List each line of the data that holds the word "with".

--------------------

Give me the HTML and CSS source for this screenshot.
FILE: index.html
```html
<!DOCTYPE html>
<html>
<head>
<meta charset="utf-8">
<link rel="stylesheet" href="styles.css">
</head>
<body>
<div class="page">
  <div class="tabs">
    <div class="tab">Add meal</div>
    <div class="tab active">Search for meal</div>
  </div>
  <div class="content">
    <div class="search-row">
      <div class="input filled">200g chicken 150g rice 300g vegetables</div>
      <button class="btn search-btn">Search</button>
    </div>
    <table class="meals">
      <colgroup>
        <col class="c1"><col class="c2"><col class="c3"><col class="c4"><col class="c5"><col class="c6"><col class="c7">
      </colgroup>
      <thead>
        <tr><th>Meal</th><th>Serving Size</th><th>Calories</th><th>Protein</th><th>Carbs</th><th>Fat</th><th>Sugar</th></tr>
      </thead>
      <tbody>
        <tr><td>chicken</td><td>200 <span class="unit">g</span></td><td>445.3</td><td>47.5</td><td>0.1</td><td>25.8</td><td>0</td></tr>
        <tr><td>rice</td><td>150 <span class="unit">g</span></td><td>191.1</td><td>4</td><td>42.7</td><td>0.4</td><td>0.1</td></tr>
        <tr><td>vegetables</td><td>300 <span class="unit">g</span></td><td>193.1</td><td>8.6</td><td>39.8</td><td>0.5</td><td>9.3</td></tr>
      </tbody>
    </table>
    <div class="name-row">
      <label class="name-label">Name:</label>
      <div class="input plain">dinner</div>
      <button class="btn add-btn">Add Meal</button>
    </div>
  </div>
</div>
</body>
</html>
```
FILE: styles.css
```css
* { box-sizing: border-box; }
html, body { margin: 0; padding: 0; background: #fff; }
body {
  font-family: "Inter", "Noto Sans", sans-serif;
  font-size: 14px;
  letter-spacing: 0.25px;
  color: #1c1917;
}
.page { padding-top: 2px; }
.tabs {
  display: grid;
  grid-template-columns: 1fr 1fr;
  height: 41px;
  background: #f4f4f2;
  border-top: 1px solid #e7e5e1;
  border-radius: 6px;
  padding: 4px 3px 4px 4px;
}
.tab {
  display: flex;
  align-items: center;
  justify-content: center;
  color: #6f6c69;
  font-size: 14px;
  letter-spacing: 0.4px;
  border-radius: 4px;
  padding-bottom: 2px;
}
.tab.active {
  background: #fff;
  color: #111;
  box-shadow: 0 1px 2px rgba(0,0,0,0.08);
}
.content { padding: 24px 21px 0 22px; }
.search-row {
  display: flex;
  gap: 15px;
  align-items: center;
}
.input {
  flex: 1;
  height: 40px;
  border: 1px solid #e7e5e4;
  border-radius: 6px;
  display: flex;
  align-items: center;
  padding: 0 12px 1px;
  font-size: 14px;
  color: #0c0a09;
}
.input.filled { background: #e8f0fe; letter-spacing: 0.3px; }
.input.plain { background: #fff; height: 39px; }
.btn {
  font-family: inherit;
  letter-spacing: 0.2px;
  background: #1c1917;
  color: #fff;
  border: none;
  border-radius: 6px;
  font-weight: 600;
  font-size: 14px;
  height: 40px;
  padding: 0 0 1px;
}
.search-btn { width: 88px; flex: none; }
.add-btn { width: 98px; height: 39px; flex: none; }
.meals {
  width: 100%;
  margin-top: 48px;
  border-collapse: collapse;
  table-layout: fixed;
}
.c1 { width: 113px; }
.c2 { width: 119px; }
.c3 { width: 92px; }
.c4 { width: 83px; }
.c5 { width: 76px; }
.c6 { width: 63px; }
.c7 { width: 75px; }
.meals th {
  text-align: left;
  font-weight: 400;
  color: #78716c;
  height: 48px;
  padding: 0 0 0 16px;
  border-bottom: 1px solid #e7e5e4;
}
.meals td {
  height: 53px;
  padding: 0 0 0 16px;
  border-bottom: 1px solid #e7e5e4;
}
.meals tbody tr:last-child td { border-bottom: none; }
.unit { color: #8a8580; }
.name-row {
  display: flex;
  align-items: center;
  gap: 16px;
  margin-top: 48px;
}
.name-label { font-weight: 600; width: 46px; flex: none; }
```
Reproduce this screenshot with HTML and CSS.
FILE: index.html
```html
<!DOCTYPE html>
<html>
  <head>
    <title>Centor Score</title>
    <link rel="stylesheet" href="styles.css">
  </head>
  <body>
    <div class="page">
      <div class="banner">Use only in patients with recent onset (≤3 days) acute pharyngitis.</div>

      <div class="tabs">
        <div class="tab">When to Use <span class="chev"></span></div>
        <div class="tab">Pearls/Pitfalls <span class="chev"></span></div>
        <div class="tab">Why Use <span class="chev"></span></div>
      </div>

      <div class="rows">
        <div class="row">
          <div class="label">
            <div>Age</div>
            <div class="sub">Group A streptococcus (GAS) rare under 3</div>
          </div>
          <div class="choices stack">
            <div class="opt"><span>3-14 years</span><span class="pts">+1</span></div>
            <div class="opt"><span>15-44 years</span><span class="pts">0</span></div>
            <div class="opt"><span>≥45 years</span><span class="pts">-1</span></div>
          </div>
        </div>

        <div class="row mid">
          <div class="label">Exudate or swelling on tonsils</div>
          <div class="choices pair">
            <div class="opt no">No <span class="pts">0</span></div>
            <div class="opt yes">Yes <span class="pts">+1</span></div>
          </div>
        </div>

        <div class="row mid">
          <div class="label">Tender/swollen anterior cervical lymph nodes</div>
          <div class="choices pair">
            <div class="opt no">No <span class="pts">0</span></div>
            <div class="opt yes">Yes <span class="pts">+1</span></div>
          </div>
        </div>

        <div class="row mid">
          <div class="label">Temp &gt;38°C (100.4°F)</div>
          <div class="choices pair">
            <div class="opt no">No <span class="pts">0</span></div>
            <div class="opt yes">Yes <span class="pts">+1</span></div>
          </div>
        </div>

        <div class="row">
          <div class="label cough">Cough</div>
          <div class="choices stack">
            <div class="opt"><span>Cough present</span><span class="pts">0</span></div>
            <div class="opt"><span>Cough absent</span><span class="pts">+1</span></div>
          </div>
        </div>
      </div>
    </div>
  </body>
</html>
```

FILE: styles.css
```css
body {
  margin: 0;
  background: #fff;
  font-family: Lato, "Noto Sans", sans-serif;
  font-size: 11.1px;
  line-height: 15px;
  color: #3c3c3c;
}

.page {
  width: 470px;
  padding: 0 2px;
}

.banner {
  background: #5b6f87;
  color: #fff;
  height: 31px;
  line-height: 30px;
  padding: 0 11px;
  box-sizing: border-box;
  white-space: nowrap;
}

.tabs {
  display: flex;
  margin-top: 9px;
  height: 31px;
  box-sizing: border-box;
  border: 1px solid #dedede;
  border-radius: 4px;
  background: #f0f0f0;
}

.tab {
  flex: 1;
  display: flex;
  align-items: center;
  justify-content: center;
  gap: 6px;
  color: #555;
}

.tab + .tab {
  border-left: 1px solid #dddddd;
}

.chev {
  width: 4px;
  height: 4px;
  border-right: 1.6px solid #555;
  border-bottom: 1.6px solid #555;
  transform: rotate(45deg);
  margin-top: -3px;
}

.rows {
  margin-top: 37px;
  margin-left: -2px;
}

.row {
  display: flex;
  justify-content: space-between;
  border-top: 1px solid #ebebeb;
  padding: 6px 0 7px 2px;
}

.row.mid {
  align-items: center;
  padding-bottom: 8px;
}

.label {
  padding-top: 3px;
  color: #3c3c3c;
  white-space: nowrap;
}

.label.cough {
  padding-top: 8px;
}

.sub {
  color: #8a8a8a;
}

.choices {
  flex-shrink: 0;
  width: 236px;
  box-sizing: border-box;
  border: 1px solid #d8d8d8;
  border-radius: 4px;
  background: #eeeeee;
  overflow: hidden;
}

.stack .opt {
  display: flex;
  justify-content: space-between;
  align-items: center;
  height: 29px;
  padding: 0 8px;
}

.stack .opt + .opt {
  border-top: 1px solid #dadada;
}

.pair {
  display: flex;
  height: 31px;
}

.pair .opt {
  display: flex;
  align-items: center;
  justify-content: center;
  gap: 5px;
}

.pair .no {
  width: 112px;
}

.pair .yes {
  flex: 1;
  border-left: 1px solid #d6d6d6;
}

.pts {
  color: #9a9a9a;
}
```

--------------------

Problem solution:
Reproduce this screenshot with HTML and CSS.
      <div class="banner">Use only in patients with recent onset (≤3 days) acute pharyngitis.</div>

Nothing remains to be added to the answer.